Date of Birth: May 17, 1969
Position: Equities Trader

Jon A. Perconti, Jr., grew up in Lodi, always surrounded by family and friends. In high school he met Tammy and an instant bond was formed. He and Tammy graduated and went on to Rutgers University together. After graduation, Jon joined the tean at Cantor Fitzgerald, where he became an equities trader.

Jon’s youth was time well spent and his grandmother tells many stories about it. “Gam”, as he called her, will tell you that Jon was even an entertainer as a child. Gam would say that Jon was always inviting friends over to her house where he would cook for them. He and his friends would go fishing and bring everything back to his Gam’s house. He would mess up her kitchen and then he and all his friends would just hang out there. Jon and Gam became quite a team in the kitchen. I recall one Christmas where Jon and Tammy were having guests at their home in Hoboken and Gam spent the night there the night before so she and Jon could wake up early to prepare the dinner. Jon was the type of person who knew what it meant to live life to the fullest. Never taking anything for granted, always being generous and welcoming everyone into his home. The minute you would walk through the door, Jon’s first question would always be, “what do you want to eat?” Being a fabulous cook, he always opted to make extravagant meals, as opposed to eating out. Just as long as the Yankees or the Giants weren’t playing that day, you could find him in the kitchen or in the backyard barbequing on his Big Green Egg.

In June of 2000, he and Tammy were married. Together, they started to build the rest of their lives. They were the epitome of true love and happiness. Then came the day when Tammy told Jon that their family was about to increase. She was carrying Jon’s first child. Everyone was ecstatic. Jon most of all. One day, a couple they were friends with went to Jon and Tammy’s house with their baby, and when Jon was holding the baby, he turned to Tammy and said, “if I break this one, do you think they will make us give them ours?”

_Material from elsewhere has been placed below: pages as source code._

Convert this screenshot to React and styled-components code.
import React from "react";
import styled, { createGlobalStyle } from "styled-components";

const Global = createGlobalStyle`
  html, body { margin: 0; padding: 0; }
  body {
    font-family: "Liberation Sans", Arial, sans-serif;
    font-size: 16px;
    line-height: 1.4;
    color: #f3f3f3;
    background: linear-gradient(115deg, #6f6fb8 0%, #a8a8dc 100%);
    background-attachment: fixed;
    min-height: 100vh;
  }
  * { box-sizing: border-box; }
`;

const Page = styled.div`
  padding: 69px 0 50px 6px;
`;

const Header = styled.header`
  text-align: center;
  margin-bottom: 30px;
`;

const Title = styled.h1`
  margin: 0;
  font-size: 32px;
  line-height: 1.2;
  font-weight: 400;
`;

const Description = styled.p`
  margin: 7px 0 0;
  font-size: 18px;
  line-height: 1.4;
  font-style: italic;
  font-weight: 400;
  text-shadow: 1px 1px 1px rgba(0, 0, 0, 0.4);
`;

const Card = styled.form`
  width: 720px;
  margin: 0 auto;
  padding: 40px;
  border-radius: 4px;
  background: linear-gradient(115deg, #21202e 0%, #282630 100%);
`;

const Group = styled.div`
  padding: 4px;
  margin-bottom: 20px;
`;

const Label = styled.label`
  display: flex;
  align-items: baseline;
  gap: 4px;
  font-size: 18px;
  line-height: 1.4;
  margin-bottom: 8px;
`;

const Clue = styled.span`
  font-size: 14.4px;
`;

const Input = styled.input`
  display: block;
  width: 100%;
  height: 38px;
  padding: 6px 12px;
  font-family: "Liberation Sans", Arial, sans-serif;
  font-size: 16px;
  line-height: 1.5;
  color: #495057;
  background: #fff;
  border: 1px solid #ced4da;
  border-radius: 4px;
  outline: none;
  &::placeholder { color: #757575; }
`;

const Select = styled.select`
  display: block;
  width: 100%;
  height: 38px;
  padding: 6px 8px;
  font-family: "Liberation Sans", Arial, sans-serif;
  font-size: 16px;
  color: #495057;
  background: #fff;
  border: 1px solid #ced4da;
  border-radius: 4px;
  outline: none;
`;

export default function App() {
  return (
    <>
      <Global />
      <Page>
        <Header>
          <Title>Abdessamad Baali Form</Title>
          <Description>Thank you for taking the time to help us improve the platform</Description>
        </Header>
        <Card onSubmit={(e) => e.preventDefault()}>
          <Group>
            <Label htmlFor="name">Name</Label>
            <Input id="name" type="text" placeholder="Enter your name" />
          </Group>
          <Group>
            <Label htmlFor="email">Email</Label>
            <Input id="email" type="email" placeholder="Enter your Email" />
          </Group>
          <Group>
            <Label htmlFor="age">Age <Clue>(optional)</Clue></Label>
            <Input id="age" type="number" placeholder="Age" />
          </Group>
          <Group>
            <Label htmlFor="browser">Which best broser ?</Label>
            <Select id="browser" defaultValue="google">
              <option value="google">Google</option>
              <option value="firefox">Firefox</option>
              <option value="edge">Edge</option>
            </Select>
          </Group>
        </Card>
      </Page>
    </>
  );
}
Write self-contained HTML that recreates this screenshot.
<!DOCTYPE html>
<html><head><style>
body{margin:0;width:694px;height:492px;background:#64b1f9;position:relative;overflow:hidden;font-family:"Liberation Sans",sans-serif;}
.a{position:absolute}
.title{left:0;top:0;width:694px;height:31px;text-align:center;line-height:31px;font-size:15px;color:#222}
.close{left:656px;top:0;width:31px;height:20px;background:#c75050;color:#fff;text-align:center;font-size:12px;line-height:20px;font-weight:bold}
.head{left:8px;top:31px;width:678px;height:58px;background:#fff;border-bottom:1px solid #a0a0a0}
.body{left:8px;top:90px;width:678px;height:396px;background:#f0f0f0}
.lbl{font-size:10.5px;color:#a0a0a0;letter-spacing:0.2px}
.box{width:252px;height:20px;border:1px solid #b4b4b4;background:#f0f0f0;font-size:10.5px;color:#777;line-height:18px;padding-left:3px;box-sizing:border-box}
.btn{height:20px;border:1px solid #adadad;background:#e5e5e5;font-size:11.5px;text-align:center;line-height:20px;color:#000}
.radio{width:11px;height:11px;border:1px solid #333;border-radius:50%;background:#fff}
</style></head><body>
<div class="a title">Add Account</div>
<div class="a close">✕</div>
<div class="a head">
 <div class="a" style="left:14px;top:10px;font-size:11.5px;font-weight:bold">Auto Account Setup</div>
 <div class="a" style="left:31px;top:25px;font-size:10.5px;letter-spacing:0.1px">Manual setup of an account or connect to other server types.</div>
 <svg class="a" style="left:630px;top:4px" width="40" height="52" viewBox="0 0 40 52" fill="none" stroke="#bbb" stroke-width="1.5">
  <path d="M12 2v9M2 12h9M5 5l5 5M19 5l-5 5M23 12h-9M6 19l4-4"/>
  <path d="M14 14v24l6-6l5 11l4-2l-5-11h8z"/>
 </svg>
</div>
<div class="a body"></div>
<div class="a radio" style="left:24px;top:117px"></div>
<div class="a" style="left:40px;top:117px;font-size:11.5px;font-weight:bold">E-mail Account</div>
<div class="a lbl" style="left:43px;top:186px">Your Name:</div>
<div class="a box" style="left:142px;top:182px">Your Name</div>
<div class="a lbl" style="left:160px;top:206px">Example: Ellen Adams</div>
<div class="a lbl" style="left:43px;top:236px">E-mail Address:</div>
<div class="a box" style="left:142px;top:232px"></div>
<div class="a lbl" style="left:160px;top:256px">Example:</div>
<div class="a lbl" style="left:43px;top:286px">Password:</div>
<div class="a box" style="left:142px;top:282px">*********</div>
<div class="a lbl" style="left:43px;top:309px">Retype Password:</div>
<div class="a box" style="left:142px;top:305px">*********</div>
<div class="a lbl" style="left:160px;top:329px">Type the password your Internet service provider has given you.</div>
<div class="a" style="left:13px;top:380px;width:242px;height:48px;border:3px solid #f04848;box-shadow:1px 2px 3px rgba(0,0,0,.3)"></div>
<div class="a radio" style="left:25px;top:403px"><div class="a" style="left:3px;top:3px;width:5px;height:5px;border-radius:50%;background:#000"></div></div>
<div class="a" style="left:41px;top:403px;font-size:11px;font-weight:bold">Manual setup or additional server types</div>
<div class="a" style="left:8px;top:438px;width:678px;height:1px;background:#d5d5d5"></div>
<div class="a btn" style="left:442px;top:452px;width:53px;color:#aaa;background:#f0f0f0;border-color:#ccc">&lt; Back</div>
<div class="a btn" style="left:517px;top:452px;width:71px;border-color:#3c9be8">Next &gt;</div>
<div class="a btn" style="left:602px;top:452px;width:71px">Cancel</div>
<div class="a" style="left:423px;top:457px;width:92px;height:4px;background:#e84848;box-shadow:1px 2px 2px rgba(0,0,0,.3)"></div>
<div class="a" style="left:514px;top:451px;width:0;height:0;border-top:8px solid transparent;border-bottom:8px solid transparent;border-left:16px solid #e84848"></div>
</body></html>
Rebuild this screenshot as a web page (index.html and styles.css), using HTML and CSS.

Until the tragic events of September 11, a once fulfilled life was cut short. Jon never got to see his daughter, Julia Amelia, who was born in December. Her daddy is now an angel who watches over her, like other dads do, only Jon watches over her from heaven.

In my heart, I know that Jon knows we miss him and he knows that we love him. Someday we will all be together again, laughing with Jon.

Written on behalf of the family,
By Sherri Ciarocco, cousin

I have only been alive for a short time, and yet mommy tells me every day what a great man my daddy was. She shows me his pictures and tells me stories about his life, which was cut short, so unexpectedly and so tragically. I know that my family misses my dad, because I see them crying. Deep down in my heart, I believe that someday when I grow up, I will be just like him. I will look like him and I hope to follow in his footsteps.

My dad was Jon A. Perconti, Jr., and even though he never met me, I know that he watches over me and that he loves me very much.

Dad, I may not understand why you cannot be here, but if you are watching over me and Mommy now, I hope you know that we love you and we miss you. You will never be forgotten or replaced.